» Prompt
Transcribe the lines below verbatim, skipping the images.

(Entries with page source code)
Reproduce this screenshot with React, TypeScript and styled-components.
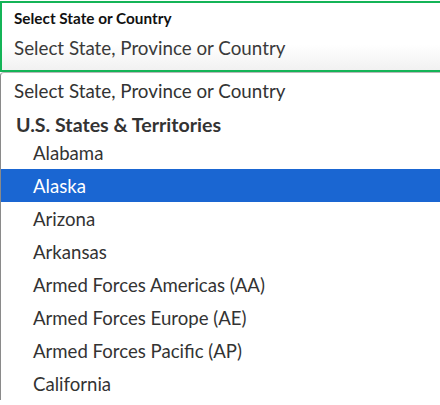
import React from "react";
import styled, { createGlobalStyle } from "styled-components";

const Global = createGlobalStyle`
  html, body { margin: 0; padding: 0; background: #fff; }
  body { font-family: Lato, "Open Sans", sans-serif; overflow: hidden; }
`;

const Page = styled.div`
  width: 440px;
  height: 405px;
  overflow: hidden;
  padding-top: 1px;
  box-sizing: border-box;
`;

const Field = styled.div`
  width: 470px;
  height: 71px;
  box-sizing: border-box;
  border: 2px solid #14b457;
  background: linear-gradient(to bottom, #ffffff 62%, #f1f1f1 100%);
  padding: 6px 0 0 12px;
`;

const Label = styled.div`
  font-weight: 700;
  font-size: 15.3px;
  line-height: 19px;
  color: #111;
`;

const Placeholder = styled.div`
  margin-top: 8px;
  font-size: 18.8px;
  line-height: 23px;
  color: #3a3a3a;
`;

const List = styled.div`
  width: 470px;
  box-sizing: border-box;
  border-top: 1px solid #b8b8b8;
  border-left: 1px solid #8a8a8a;
  border-top-left-radius: 4px;
  background: #fff;
`;

const Option = styled.div<{ $indent?: boolean; $active?: boolean }>`
  height: 33px;
  box-sizing: border-box;
  padding-top: 2px;
  line-height: 31px;
  font-size: ${(p) => (p.$indent ? "18.6px" : "18.8px")};
  padding-left: ${(p) => (p.$indent ? "32px" : "13px")};
  color: ${(p) => (p.$active ? "#fff" : "#333")};
  background: ${(p) => (p.$active ? "#1a66d2" : "transparent")};
  white-space: nowrap;
`;

const Group = styled.div`
  height: 30px;
  box-sizing: border-box;
  padding: 7px 0 0 15px;
  line-height: 23px;
  font-size: 19.6px;
  font-weight: 700;
  color: #333;
`;

const states = [
  "Alabama",
  "Alaska",
  "Arizona",
  "Arkansas",
  "Armed Forces Americas (AA)",
  "Armed Forces Europe (AE)",
  "Armed Forces Pacific (AP)",
  "California",
];

export default function App() {
  return (
    <Page>
      <Global />
      <Field>
        <Label>Select State or Country</Label>
        <Placeholder>Select State, Province or Country</Placeholder>
      </Field>
      <List>
        <Option>Select State, Province or Country</Option>
        <Group>U.S. States &amp; Territories</Group>
        {states.map((s) => (
          <Option key={s} $indent $active={s === "Alaska"}>
            {s}
          </Option>
        ))}
      </List>
    </Page>
  );
}
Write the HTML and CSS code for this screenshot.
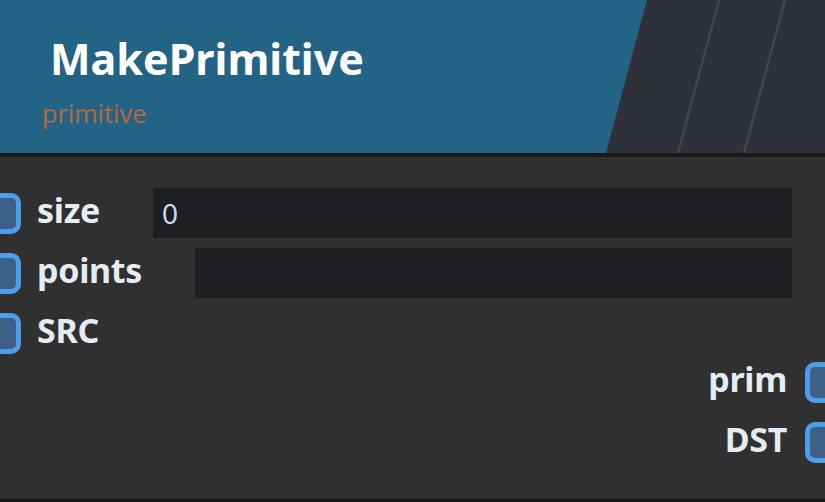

» Complete answer
Reproduce this screenshot with React, TypeScript and styled-components.
import React from "react";
import styled, { createGlobalStyle } from "styled-components";

const Global = createGlobalStyle`
  html, body { margin: 0; padding: 0; background: #fff; }
  body { font-family: Lato, "Open Sans", sans-serif; overflow: hidden; }
`;

const Page = styled.div`
  width: 440px;
  height: 405px;
  overflow: hidden;
  padding-top: 1px;
  box-sizing: border-box;
`;

const Field = styled.div`
  width: 470px;
  height: 71px;
  box-sizing: border-box;
  border: 2px solid #14b457;
  background: linear-gradient(to bottom, #ffffff 62%, #f1f1f1 100%);
  padding: 6px 0 0 12px;
`;

const Label = styled.div`
  font-weight: 700;
  font-size: 15.3px;
  line-height: 19px;
  color: #111;
`;

const Placeholder = styled.div`
  margin-top: 8px;
  font-size: 18.8px;
  line-height: 23px;
  color: #3a3a3a;
`;

const List = styled.div`
  width: 470px;
  box-sizing: border-box;
  border-top: 1px solid #b8b8b8;
  border-left: 1px solid #8a8a8a;
  border-top-left-radius: 4px;
  background: #fff;
`;

const Option = styled.div<{ $indent?: boolean; $active?: boolean }>`
  height: 33px;
  box-sizing: border-box;
  padding-top: 2px;
  line-height: 31px;
  font-size: ${(p) => (p.$indent ? "18.6px" : "18.8px")};
  padding-left: ${(p) => (p.$indent ? "32px" : "13px")};
  color: ${(p) => (p.$active ? "#fff" : "#333")};
  background: ${(p) => (p.$active ? "#1a66d2" : "transparent")};
  white-space: nowrap;
`;

const Group = styled.div`
  height: 30px;
  box-sizing: border-box;
  padding: 7px 0 0 15px;
  line-height: 23px;
  font-size: 19.6px;
  font-weight: 700;
  color: #333;
`;

const states = [
  "Alabama",
  "Alaska",
  "Arizona",
  "Arkansas",
  "Armed Forces Americas (AA)",
  "Armed Forces Europe (AE)",
  "Armed Forces Pacific (AP)",
  "California",
];

export default function App() {
  return (
    <Page>
      <Global />
      <Field>
        <Label>Select State or Country</Label>
        <Placeholder>Select State, Province or Country</Placeholder>
      </Field>
      <List>
        <Option>Select State, Province or Country</Option>
        <Group>U.S. States &amp; Territories</Group>
        {states.map((s) => (
          <Option key={s} $indent $active={s === "Alaska"}>
            {s}
          </Option>
        ))}
      </List>
    </Page>
  );
}
Write the HTML and CSS code for this screenshot.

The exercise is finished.